"""
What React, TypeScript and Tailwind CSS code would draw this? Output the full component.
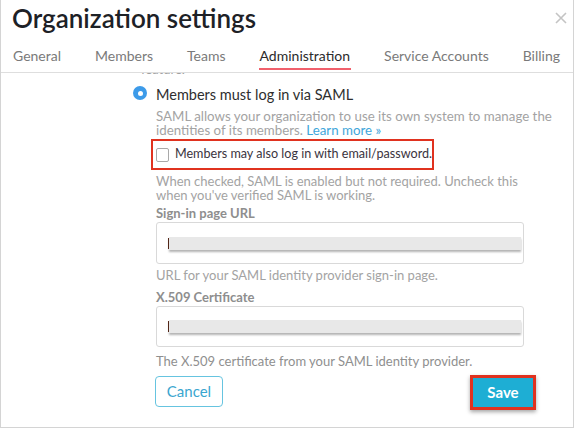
import React from "react";

function Redacted() {
  return (
    <div className="flex items-center h-full pl-[11px] pr-[2px]">
      <div className="w-[2px] h-[11px] bg-[#5a2a1a] mr-[-1px]" />
      <div className="flex-1 h-[13px] bg-[#e8e8e8] shadow-[0_2px_2px_rgba(0,0,0,0.3)] blur-[0.4px]" />
    </div>
  );
}

export default function App() {
  const tabs = ["General", "Members", "Teams", "Administration", "Service Accounts", "Billing"];
  return (
    <div className="w-[575px] h-[428px] bg-white overflow-hidden font-['Lato','Open_Sans',sans-serif]">
      <div className="w-[574px] h-[428px] border-l border-r border-b border-[#d4d4d4] flex flex-col">
        {/* header */}
        <div className="h-[40px] flex items-start justify-between pl-[11px] pr-[6px]">
          <h1 className="text-[26px] leading-[37px] font-semibold text-[#1d2126]">Organization settings</h1>
          <svg width="12" height="12" viewBox="0 0 12 12" className="mt-[12px]">
            <path d="M1 1 L11 11 M11 1 L1 11" stroke="#c4c4c4" strokeWidth="1.6" />
          </svg>
        </div>

        {/* tabs */}
        <div className="h-[33px] border-b border-[#dedede] flex items-start gap-[34px] pl-[12px] pt-[6px] text-[14px] text-[#7a7a7a]">
          {tabs.map((t) => (
            <div key={t} className={`relative leading-[20px] ${t === "Administration" ? "text-[#2b2b2b]" : ""}`}>
              {t}
              {t === "Administration" && (
                <div className="absolute left-[-1px] right-[-1px] top-[22px] h-[2px] bg-[#f0606c]" />
              )}
            </div>
          ))}
        </div>

        {/* scrolled content */}
        <div className="flex-1 overflow-hidden">
          <div className="pl-[140px] mt-[-11px] h-[14px] text-[13px] leading-[14px] text-[#a0a0a0]">feature.</div>

          <div className="flex mt-[9px]">
            <div className="w-[132px]" />
            <div className="w-[14px] h-[14px] rounded-full bg-[#3d9be9] flex items-center justify-center mt-[1px]">
              <div className="w-[5px] h-[5px] rounded-full bg-white" />
            </div>
            <div className="ml-[9px] w-[410px] flex flex-col">
              <div className="text-[14.5px] leading-[20px] text-[#2e2e2e]">Members must log in via SAML</div>
              <div className="mt-[4px] text-[13.3px] leading-[14px] text-[#a3a3a3]">
                SAML allows your organization to use its own system to manage the identities of its members.{" "}
                <span className="text-[#3fa6da]">Learn more »</span>
              </div>

              <div className="mt-[2px] ml-[-5px] w-[283px] h-[31px] border-[2.5px] border-[#e0321f] flex items-center pl-[3px]">
                <div className="w-[14px] h-[14px] border border-[#a9a9a9] rounded-[2px] bg-white" />
                <span className="ml-[6px] whitespace-nowrap text-[12.6px] text-[#3a3440]">Members may also log in with email/password.</span>
              </div>

              <div className="mt-[4px] w-[370px] text-[13px] leading-[14px] text-[#a3a3a3]">
                When checked, SAML is enabled but not required. Uncheck this when you've verified SAML is working.
              </div>

              <div className="mt-[4px] text-[13px] leading-[14px] font-bold text-[#8e8e8e]">Sign-in page URL</div>
              <div className="mt-[2px] w-[368px] h-[42px] border border-[#d9d9d9] rounded-[3px] bg-white">
                <Redacted />
              </div>
              <div className="mt-[4px] text-[13px] leading-[14px] text-[#a3a3a3]">URL for your SAML identity provider sign-in page.</div>

              <div className="mt-[8px] text-[13px] leading-[14px] font-bold text-[#8e8e8e]">X.509 Certificate</div>
              <div className="mt-[2px] w-[368px] h-[41px] border border-[#d9d9d9] rounded-[3px] bg-white">
                <Redacted />
              </div>
              <div className="mt-[7px] text-[13px] leading-[14px] text-[#8f8f8f]">The X.509 certificate from your SAML identity provider.</div>

              <div className="mt-[7px] ml-[-1px] w-[381px] flex items-start">
                <button className="w-[68px] h-[31px] mt-[1px] border-[1.5px] border-[#66c4e0] rounded-[4px] text-[15px] text-[#3aa6cf] bg-white">
                  Cancel
                </button>
                <div className="ml-auto w-[66px] h-[35px] border-[3px] border-[#e0321f] shadow-[0_2px_4px_rgba(0,0,0,0.35)]">
                  <div className="w-full h-full bg-[#1eaed4] flex items-center justify-center text-[15px] font-bold text-white">
                    Save
                  </div>
                </div>
              </div>
            </div>
          </div>
        </div>
      </div>
    </div>
  );
}
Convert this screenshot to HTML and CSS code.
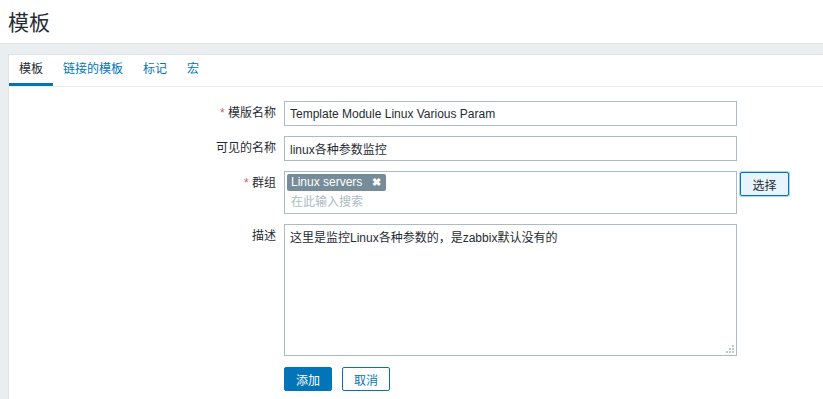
"""
* STATED TASK
Return the entries unchanged, save for the pictures, which do not belong in the copy.

* RESPONSE
What React, TypeScript and Tailwind CSS code would draw this? Output the full component.
import React from "react";

function Redacted() {
  return (
    <div className="flex items-center h-full pl-[11px] pr-[2px]">
      <div className="w-[2px] h-[11px] bg-[#5a2a1a] mr-[-1px]" />
      <div className="flex-1 h-[13px] bg-[#e8e8e8] shadow-[0_2px_2px_rgba(0,0,0,0.3)] blur-[0.4px]" />
    </div>
  );
}

export default function App() {
  const tabs = ["General", "Members", "Teams", "Administration", "Service Accounts", "Billing"];
  return (
    <div className="w-[575px] h-[428px] bg-white overflow-hidden font-['Lato','Open_Sans',sans-serif]">
      <div className="w-[574px] h-[428px] border-l border-r border-b border-[#d4d4d4] flex flex-col">
        {/* header */}
        <div className="h-[40px] flex items-start justify-between pl-[11px] pr-[6px]">
          <h1 className="text-[26px] leading-[37px] font-semibold text-[#1d2126]">Organization settings</h1>
          <svg width="12" height="12" viewBox="0 0 12 12" className="mt-[12px]">
            <path d="M1 1 L11 11 M11 1 L1 11" stroke="#c4c4c4" strokeWidth="1.6" />
          </svg>
        </div>

        {/* tabs */}
        <div className="h-[33px] border-b border-[#dedede] flex items-start gap-[34px] pl-[12px] pt-[6px] text-[14px] text-[#7a7a7a]">
          {tabs.map((t) => (
            <div key={t} className={`relative leading-[20px] ${t === "Administration" ? "text-[#2b2b2b]" : ""}`}>
              {t}
              {t === "Administration" && (
                <div className="absolute left-[-1px] right-[-1px] top-[22px] h-[2px] bg-[#f0606c]" />
              )}
            </div>
          ))}
        </div>

        {/* scrolled content */}
        <div className="flex-1 overflow-hidden">
          <div className="pl-[140px] mt-[-11px] h-[14px] text-[13px] leading-[14px] text-[#a0a0a0]">feature.</div>

          <div className="flex mt-[9px]">
            <div className="w-[132px]" />
            <div className="w-[14px] h-[14px] rounded-full bg-[#3d9be9] flex items-center justify-center mt-[1px]">
              <div className="w-[5px] h-[5px] rounded-full bg-white" />
            </div>
            <div className="ml-[9px] w-[410px] flex flex-col">
              <div className="text-[14.5px] leading-[20px] text-[#2e2e2e]">Members must log in via SAML</div>
              <div className="mt-[4px] text-[13.3px] leading-[14px] text-[#a3a3a3]">
                SAML allows your organization to use its own system to manage the identities of its members.{" "}
                <span className="text-[#3fa6da]">Learn more »</span>
              </div>

              <div className="mt-[2px] ml-[-5px] w-[283px] h-[31px] border-[2.5px] border-[#e0321f] flex items-center pl-[3px]">
                <div className="w-[14px] h-[14px] border border-[#a9a9a9] rounded-[2px] bg-white" />
                <span className="ml-[6px] whitespace-nowrap text-[12.6px] text-[#3a3440]">Members may also log in with email/password.</span>
              </div>

              <div className="mt-[4px] w-[370px] text-[13px] leading-[14px] text-[#a3a3a3]">
                When checked, SAML is enabled but not required. Uncheck this when you've verified SAML is working.
              </div>

              <div className="mt-[4px] text-[13px] leading-[14px] font-bold text-[#8e8e8e]">Sign-in page URL</div>
              <div className="mt-[2px] w-[368px] h-[42px] border border-[#d9d9d9] rounded-[3px] bg-white">
                <Redacted />
              </div>
              <div className="mt-[4px] text-[13px] leading-[14px] text-[#a3a3a3]">URL for your SAML identity provider sign-in page.</div>

              <div className="mt-[8px] text-[13px] leading-[14px] font-bold text-[#8e8e8e]">X.509 Certificate</div>
              <div className="mt-[2px] w-[368px] h-[41px] border border-[#d9d9d9] rounded-[3px] bg-white">
                <Redacted />
              </div>
              <div className="mt-[7px] text-[13px] leading-[14px] text-[#8f8f8f]">The X.509 certificate from your SAML identity provider.</div>

              <div className="mt-[7px] ml-[-1px] w-[381px] flex items-start">
                <button className="w-[68px] h-[31px] mt-[1px] border-[1.5px] border-[#66c4e0] rounded-[4px] text-[15px] text-[#3aa6cf] bg-white">
                  Cancel
                </button>
                <div className="ml-auto w-[66px] h-[35px] border-[3px] border-[#e0321f] shadow-[0_2px_4px_rgba(0,0,0,0.35)]">
                  <div className="w-full h-full bg-[#1eaed4] flex items-center justify-center text-[15px] font-bold text-white">
                    Save
                  </div>
                </div>
              </div>
            </div>
          </div>
        </div>
      </div>
    </div>
  );
}
Convert this screenshot to HTML and CSS code.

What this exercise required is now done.